Aim - The material below should be written out in full and exactly; pictures stay out of the copy.

Data shown -
⁂

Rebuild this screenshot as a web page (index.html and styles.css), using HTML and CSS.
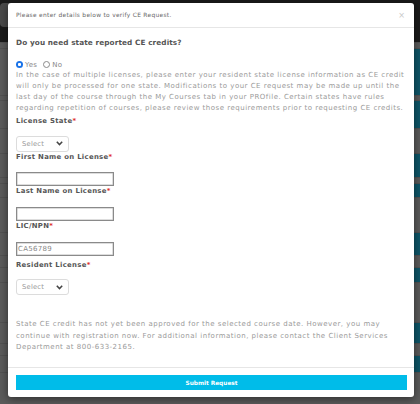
FILE: index.html
```html
<!DOCTYPE html>
<html>
<head>
<meta charset="utf-8">
<link rel="stylesheet" href="styles.css">
</head>
<body>
<div class="page">
  <div class="topbar"><div class="topchip"></div></div>
  <div class="rows">
    <div class="row h6"></div>
    <div class="row h47 teal"></div>
    <div class="row h5"></div>
    <div class="row h28 teal"></div>
    <div class="row h25"></div>
    <div class="row h24 teal"></div>
    <div class="row h6"></div>
    <div class="row h14 teal"></div>
    <div class="row h35"></div>
    <div class="row h23 teal"></div>
    <div class="row h12"></div>
    <div class="row h15 teal"></div>
    <div class="row h40"></div>
    <div class="row h21 teal"></div>
    <div class="row h12"></div>
    <div class="row h17 teal"></div>
    <div class="row h32"></div>
  </div>
</div>

<div class="modal">
  <div class="modal-header">
    <span class="header-text">Please enter details below to verify CE Request.</span>
    <span class="close">×</span>
  </div>
  <div class="modal-body">
    <div class="title">Do you need state reported CE credits?</div>
    <div class="radios">
      <label class="radio"><span class="dot checked"></span>Yes</label>
      <label class="radio"><span class="dot"></span>No</label>
    </div>
    <p class="info">In the case of multiple licenses, please enter your resident state license information as CE credit will only be processed for one state. Modifications to your CE request may be made up until the last day of the course through the My Courses tab in your PROfile. Certain states have rules regarding repetition of courses, please review those requirements prior to requesting CE credits.</p>

    <div class="label first">License State<span class="req">*</span></div>
    <div class="select"><span>Select</span><svg width="7" height="5" viewBox="0 0 7 5"><path d="M0.8 0.8 L3.5 3.6 L6.2 0.8" fill="none" stroke="#444" stroke-width="1.5"/></svg></div>

    <div class="label">First Name on License<span class="req">*</span></div>
    <div class="input"></div>

    <div class="label">Last Name on License<span class="req">*</span></div>
    <div class="input"></div>

    <div class="label">LIC/NPN<span class="req">*</span></div>
    <div class="input lic">CA56789</div>

    <div class="label res">Resident License<span class="req">*</span></div>
    <div class="select"><span>Select</span><svg width="7" height="5" viewBox="0 0 7 5"><path d="M0.8 0.8 L3.5 3.6 L6.2 0.8" fill="none" stroke="#444" stroke-width="1.5"/></svg></div>

    <p class="notice">State CE credit has not yet been approved for the selected course date. However, you may continue with registration now. For additional information, please contact the Client Services Department at 800-633-2165.</p>
  </div>
  <div class="modal-footer">
    <div class="btn">Submit Request</div>
  </div>
</div>
</body>
</html>
```

FILE: styles.css
```css
html, body {
  margin: 0;
  padding: 0;
}
body {
  width: 420px;
  height: 404px;
  overflow: hidden;
  background: #5a5a5a;
  font-family: "DejaVu Sans", sans-serif;
  position: relative;
}
.page {
  display: flex;
  flex-direction: column;
}
.topbar {
  height: 42px;
  background: #1b1b1b;
  padding-top: 3px;
  box-sizing: border-box;
}
.topchip {
  width: 14px;
  height: 24px;
  border-radius: 4px;
  background: #4a4a4a;
}
.rows {
  display: flex;
  flex-direction: column;
}
.row {
  background: #5b5b5b;
  border-top: 1px solid #525252;
  box-sizing: border-box;
}
.row.teal {
  background: linear-gradient(to right, #5b5b5b 0, #5b5b5b 414px, #0e5668 414px);
}
.h5 { height: 5px; }
.h6 { height: 6px; }
.h12 { height: 12px; }
.h14 { height: 14px; }
.h15 { height: 15px; }
.h17 { height: 17px; }
.h21 { height: 21px; }
.h23 { height: 23px; }
.h24 { height: 24px; }
.h25 { height: 25px; }
.h28 { height: 28px; }
.h32 { height: 32px; }
.h35 { height: 35px; }
.h40 { height: 40px; }
.h47 { height: 47px; }

.modal {
  position: absolute;
  left: 8px;
  top: 3px;
  width: 406px;
  height: 394px;
  background: #fff;
  border-radius: 3px;
  box-shadow: 0 2px 8px rgba(0,0,0,0.5);
  display: flex;
  flex-direction: column;
  overflow: hidden;
}
.modal-header {
  height: 25px;
  border-bottom: 1px solid #e6e6e6;
  box-sizing: border-box;
  padding: 0 8px;
  display: flex;
  align-items: center;
  justify-content: space-between;
}
.header-text {
  font-size: 5.9px;
  letter-spacing: 0.3px;
  color: #666;
}
.close {
  font-size: 8px;
  color: #c8c8c8;
  margin-right: 1px;
}
.modal-body {
  flex: 1;
  padding: 10px 8px 0;
  color: #555;
}
.title {
  font-size: 7.3px;
  letter-spacing: 0.1px;
  font-weight: bold;
  color: #555;
  line-height: 10px;
  margin-bottom: 11px;
}
.radios {
  display: flex;
  gap: 6px;
  height: 11px;
  align-items: center;
  font-size: 7px;
  letter-spacing: 0.3px;
  color: #888;
}
.radio {
  display: flex;
  align-items: center;
  gap: 2px;
}
.dot {
  width: 7px;
  height: 7px;
  border: 1px solid #8a8a8a;
  border-radius: 50%;
  box-sizing: border-box;
}
.dot.checked {
  border: none;
  background: radial-gradient(circle, #fff 0 1.3px, #1a73e8 1.8px);
}
.info {
  margin: 0;
  font-size: 7px;
  letter-spacing: 0.5px;
  line-height: 11px;
  color: #9a9a9a;
}
.label {
  font-size: 6.9px;
  letter-spacing: 0.3px;
  font-weight: bold;
  color: #555;
  line-height: 11px;
}
.label.first {
  margin-top: 2px;
}
.label.res {
  margin-top: 4px;
}
.req {
  color: #e0302c;
}
.select {
  margin-top: 8.5px;
  width: 53px;
  height: 16px;
  border: 1px solid #dcdcdc;
  border-radius: 3px;
  box-sizing: border-box;
  display: flex;
  align-items: center;
  justify-content: space-between;
  padding: 0 5px 0 5px;
  font-size: 6.8px;
  letter-spacing: 0.2px;
  color: #999;
}
.input {
  margin-top: 9.5px;
  width: 98px;
  height: 14px;
  border: 1px solid #8a8a8a;
  box-shadow: inset 0 0 0 0.5px #bbb;
  box-sizing: border-box;
  font-size: 7px;
  letter-spacing: 0.3px;
  color: #888;
  display: flex;
  align-items: center;
  padding-left: 1px;
}
.input.lic {
  margin-top: 10px;
}
.notice {
  margin: 24px 0 0;
  font-size: 7px;
  letter-spacing: 0.5px;
  line-height: 11.5px;
  color: #9a9a9a;
}
.modal-footer {
  border-top: 1px solid #e6e6e6;
  padding: 7px 7px 7px 8px;
}
.btn {
  height: 15px;
  background: #00bce9;
  color: #fff;
  font-size: 5.8px;
  font-weight: bold;
  display: flex;
  align-items: center;
  justify-content: center;
}
```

⁂

Problem solution -
Rebuild this screenshot as a web page (index.html and styles.css), using HTML and CSS.
FILE: index.html
```html
<!DOCTYPE html>
<html>
<head>
<meta charset="utf-8">
<link rel="stylesheet" href="styles.css">
</head>
<body>
<div class="page">
  <div class="topbar"><div class="topchip"></div></div>
  <div class="rows">
    <div class="row h6"></div>
    <div class="row h47 teal"></div>
    <div class="row h5"></div>
    <div class="row h28 teal"></div>
    <div class="row h25"></div>
    <div class="row h24 teal"></div>
    <div class="row h6"></div>
    <div class="row h14 teal"></div>
    <div class="row h35"></div>
    <div class="row h23 teal"></div>
    <div class="row h12"></div>
    <div class="row h15 teal"></div>
    <div class="row h40"></div>
    <div class="row h21 teal"></div>
    <div class="row h12"></div>
    <div class="row h17 teal"></div>
    <div class="row h32"></div>
  </div>
</div>

<div class="modal">
  <div class="modal-header">
    <span class="header-text">Please enter details below to verify CE Request.</span>
    <span class="close">×</span>
  </div>
  <div class="modal-body">
    <div class="title">Do you need state reported CE credits?</div>
    <div class="radios">
      <label class="radio"><span class="dot checked"></span>Yes</label>
      <label class="radio"><span class="dot"></span>No</label>
    </div>
    <p class="info">In the case of multiple licenses, please enter your resident state license information as CE credit will only be processed for one state. Modifications to your CE request may be made up until the last day of the course through the My Courses tab in your PROfile. Certain states have rules regarding repetition of courses, please review those requirements prior to requesting CE credits.</p>

    <div class="label first">License State<span class="req">*</span></div>
    <div class="select"><span>Select</span><svg width="7" height="5" viewBox="0 0 7 5"><path d="M0.8 0.8 L3.5 3.6 L6.2 0.8" fill="none" stroke="#444" stroke-width="1.5"/></svg></div>

    <div class="label">First Name on License<span class="req">*</span></div>
    <div class="input"></div>

    <div class="label">Last Name on License<span class="req">*</span></div>
    <div class="input"></div>

    <div class="label">LIC/NPN<span class="req">*</span></div>
    <div class="input lic">CA56789</div>

    <div class="label res">Resident License<span class="req">*</span></div>
    <div class="select"><span>Select</span><svg width="7" height="5" viewBox="0 0 7 5"><path d="M0.8 0.8 L3.5 3.6 L6.2 0.8" fill="none" stroke="#444" stroke-width="1.5"/></svg></div>

    <p class="notice">State CE credit has not yet been approved for the selected course date. However, you may continue with registration now. For additional information, please contact the Client Services Department at 800-633-2165.</p>
  </div>
  <div class="modal-footer">
    <div class="btn">Submit Request</div>
  </div>
</div>
</body>
</html>
```

FILE: styles.css
```css
html, body {
  margin: 0;
  padding: 0;
}
body {
  width: 420px;
  height: 404px;
  overflow: hidden;
  background: #5a5a5a;
  font-family: "DejaVu Sans", sans-serif;
  position: relative;
}
.page {
  display: flex;
  flex-direction: column;
}
.topbar {
  height: 42px;
  background: #1b1b1b;
  padding-top: 3px;
  box-sizing: border-box;
}
.topchip {
  width: 14px;
  height: 24px;
  border-radius: 4px;
  background: #4a4a4a;
}
.rows {
  display: flex;
  flex-direction: column;
}
.row {
  background: #5b5b5b;
  border-top: 1px solid #525252;
  box-sizing: border-box;
}
.row.teal {
  background: linear-gradient(to right, #5b5b5b 0, #5b5b5b 414px, #0e5668 414px);
}
.h5 { height: 5px; }
.h6 { height: 6px; }
.h12 { height: 12px; }
.h14 { height: 14px; }
.h15 { height: 15px; }
.h17 { height: 17px; }
.h21 { height: 21px; }
.h23 { height: 23px; }
.h24 { height: 24px; }
.h25 { height: 25px; }
.h28 { height: 28px; }
.h32 { height: 32px; }
.h35 { height: 35px; }
.h40 { height: 40px; }
.h47 { height: 47px; }

.modal {
  position: absolute;
  left: 8px;
  top: 3px;
  width: 406px;
  height: 394px;
  background: #fff;
  border-radius: 3px;
  box-shadow: 0 2px 8px rgba(0,0,0,0.5);
  display: flex;
  flex-direction: column;
  overflow: hidden;
}
.modal-header {
  height: 25px;
  border-bottom: 1px solid #e6e6e6;
  box-sizing: border-box;
  padding: 0 8px;
  display: flex;
  align-items: center;
  justify-content: space-between;
}
.header-text {
  font-size: 5.9px;
  letter-spacing: 0.3px;
  color: #666;
}
.close {
  font-size: 8px;
  color: #c8c8c8;
  margin-right: 1px;
}
.modal-body {
  flex: 1;
  padding: 10px 8px 0;
  color: #555;
}
.title {
  font-size: 7.3px;
  letter-spacing: 0.1px;
  font-weight: bold;
  color: #555;
  line-height: 10px;
  margin-bottom: 11px;
}
.radios {
  display: flex;
  gap: 6px;
  height: 11px;
  align-items: center;
  font-size: 7px;
  letter-spacing: 0.3px;
  color: #888;
}
.radio {
  display: flex;
  align-items: center;
  gap: 2px;
}
.dot {
  width: 7px;
  height: 7px;
  border: 1px solid #8a8a8a;
  border-radius: 50%;
  box-sizing: border-box;
}
.dot.checked {
  border: none;
  background: radial-gradient(circle, #fff 0 1.3px, #1a73e8 1.8px);
}
.info {
  margin: 0;
  font-size: 7px;
  letter-spacing: 0.5px;
  line-height: 11px;
  color: #9a9a9a;
}
.label {
  font-size: 6.9px;
  letter-spacing: 0.3px;
  font-weight: bold;
  color: #555;
  line-height: 11px;
}
.label.first {
  margin-top: 2px;
}
.label.res {
  margin-top: 4px;
}
.req {
  color: #e0302c;
}
.select {
  margin-top: 8.5px;
  width: 53px;
  height: 16px;
  border: 1px solid #dcdcdc;
  border-radius: 3px;
  box-sizing: border-box;
  display: flex;
  align-items: center;
  justify-content: space-between;
  padding: 0 5px 0 5px;
  font-size: 6.8px;
  letter-spacing: 0.2px;
  color: #999;
}
.input {
  margin-top: 9.5px;
  width: 98px;
  height: 14px;
  border: 1px solid #8a8a8a;
  box-shadow: inset 0 0 0 0.5px #bbb;
  box-sizing: border-box;
  font-size: 7px;
  letter-spacing: 0.3px;
  color: #888;
  display: flex;
  align-items: center;
  padding-left: 1px;
}
.input.lic {
  margin-top: 10px;
}
.notice {
  margin: 24px 0 0;
  font-size: 7px;
  letter-spacing: 0.5px;
  line-height: 11.5px;
  color: #9a9a9a;
}
.modal-footer {
  border-top: 1px solid #e6e6e6;
  padding: 7px 7px 7px 8px;
}
.btn {
  height: 15px;
  background: #00bce9;
  color: #fff;
  font-size: 5.8px;
  font-weight: bold;
  display: flex;
  align-items: center;
  justify-content: center;
}
```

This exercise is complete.